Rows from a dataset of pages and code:
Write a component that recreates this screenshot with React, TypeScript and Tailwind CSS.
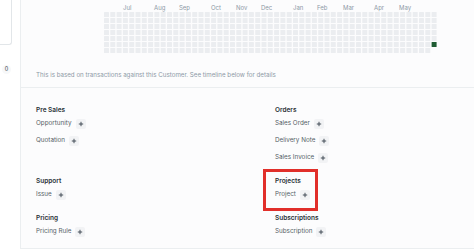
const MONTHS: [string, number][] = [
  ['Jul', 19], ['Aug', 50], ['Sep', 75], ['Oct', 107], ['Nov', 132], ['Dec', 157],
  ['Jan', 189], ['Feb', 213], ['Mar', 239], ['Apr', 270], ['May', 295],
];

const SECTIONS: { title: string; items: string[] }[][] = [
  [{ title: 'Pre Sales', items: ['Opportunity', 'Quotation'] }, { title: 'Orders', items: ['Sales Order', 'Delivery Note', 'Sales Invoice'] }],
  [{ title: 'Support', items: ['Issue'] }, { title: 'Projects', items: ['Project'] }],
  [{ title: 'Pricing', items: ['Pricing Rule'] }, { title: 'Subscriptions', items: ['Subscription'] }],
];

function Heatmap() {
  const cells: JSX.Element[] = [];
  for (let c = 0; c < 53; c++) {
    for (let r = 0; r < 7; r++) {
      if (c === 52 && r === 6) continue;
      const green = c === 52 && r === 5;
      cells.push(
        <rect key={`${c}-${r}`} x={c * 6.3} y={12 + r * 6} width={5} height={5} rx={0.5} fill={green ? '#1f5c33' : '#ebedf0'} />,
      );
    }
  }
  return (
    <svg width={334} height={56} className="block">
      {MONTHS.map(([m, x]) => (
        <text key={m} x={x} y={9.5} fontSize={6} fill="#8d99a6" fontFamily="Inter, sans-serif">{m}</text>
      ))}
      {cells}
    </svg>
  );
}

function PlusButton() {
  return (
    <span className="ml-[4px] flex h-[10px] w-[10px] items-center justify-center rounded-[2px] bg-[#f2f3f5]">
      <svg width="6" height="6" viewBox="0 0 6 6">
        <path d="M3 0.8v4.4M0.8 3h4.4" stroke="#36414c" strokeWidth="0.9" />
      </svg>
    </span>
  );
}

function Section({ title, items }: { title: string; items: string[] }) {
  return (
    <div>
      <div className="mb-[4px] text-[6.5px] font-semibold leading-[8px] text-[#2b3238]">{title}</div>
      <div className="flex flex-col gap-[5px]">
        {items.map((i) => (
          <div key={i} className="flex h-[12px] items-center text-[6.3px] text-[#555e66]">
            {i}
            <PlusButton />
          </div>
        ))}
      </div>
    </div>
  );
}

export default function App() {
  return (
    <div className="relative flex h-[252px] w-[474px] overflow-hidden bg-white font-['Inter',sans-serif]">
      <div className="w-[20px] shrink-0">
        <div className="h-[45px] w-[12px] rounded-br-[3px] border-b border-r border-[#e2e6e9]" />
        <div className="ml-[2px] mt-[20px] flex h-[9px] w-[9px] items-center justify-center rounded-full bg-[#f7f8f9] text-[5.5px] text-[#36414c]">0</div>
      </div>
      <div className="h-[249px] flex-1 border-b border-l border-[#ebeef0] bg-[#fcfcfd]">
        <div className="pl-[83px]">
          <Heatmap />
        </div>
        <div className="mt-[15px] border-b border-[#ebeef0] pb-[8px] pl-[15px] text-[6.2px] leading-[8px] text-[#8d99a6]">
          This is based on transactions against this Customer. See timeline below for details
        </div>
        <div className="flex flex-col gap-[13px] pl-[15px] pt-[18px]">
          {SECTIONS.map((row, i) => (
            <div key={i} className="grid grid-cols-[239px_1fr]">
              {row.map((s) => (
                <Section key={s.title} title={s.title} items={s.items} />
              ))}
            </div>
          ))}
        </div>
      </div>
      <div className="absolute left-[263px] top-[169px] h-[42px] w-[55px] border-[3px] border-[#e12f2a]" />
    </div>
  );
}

* * *

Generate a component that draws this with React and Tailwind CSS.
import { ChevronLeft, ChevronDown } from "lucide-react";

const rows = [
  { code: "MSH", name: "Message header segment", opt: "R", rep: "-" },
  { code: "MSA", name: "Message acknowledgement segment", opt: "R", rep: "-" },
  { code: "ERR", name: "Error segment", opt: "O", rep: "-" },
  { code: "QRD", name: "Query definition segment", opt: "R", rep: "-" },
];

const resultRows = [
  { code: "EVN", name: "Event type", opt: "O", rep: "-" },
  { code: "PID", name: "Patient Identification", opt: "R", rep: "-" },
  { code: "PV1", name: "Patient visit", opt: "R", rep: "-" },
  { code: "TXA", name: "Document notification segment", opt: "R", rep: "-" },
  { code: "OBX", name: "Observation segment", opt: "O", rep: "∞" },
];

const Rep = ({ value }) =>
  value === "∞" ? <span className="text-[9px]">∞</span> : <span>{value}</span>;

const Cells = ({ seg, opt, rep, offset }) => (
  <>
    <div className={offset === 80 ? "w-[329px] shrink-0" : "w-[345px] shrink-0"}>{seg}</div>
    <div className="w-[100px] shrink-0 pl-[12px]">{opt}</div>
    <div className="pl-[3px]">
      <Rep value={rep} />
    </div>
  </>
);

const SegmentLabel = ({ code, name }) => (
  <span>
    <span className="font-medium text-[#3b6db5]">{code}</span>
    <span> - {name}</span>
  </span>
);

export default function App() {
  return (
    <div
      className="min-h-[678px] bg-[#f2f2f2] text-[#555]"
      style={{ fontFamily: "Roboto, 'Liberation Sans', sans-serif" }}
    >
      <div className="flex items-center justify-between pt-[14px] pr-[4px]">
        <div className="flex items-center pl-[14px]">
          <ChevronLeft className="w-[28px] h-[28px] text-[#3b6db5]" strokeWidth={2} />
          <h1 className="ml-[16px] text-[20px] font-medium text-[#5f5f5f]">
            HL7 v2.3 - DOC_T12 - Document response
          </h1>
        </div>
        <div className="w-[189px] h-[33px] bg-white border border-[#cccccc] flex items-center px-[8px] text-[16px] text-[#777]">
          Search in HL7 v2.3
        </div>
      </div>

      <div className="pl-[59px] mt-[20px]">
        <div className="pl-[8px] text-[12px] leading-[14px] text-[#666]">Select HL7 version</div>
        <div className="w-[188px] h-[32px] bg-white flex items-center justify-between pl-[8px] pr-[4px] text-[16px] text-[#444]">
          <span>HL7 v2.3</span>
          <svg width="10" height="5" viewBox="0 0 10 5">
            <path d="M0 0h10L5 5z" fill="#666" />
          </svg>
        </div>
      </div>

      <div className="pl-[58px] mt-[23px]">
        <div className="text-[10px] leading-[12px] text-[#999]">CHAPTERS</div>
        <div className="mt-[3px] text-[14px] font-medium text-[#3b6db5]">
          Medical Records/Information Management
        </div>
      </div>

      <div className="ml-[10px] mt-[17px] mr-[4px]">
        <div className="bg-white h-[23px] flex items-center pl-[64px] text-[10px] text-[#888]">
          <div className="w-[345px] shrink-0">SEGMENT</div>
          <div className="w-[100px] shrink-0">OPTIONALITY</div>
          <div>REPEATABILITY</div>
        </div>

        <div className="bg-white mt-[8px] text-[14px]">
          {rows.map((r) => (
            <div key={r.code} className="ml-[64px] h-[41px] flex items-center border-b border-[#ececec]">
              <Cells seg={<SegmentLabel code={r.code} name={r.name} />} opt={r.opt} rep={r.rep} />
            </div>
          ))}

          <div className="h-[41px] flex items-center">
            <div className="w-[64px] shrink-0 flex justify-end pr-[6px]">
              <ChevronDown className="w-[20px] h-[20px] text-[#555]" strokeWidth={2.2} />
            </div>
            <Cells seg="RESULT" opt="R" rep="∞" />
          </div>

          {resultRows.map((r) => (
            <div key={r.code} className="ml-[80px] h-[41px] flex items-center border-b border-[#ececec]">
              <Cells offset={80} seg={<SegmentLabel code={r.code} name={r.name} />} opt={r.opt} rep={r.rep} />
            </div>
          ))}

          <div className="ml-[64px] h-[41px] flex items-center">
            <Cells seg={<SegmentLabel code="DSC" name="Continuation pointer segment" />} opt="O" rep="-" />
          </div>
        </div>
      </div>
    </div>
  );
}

[GOAL] State the count of lines above containing the string "with", and add nothing to it.

[RESPONSE TO THE TASK] 2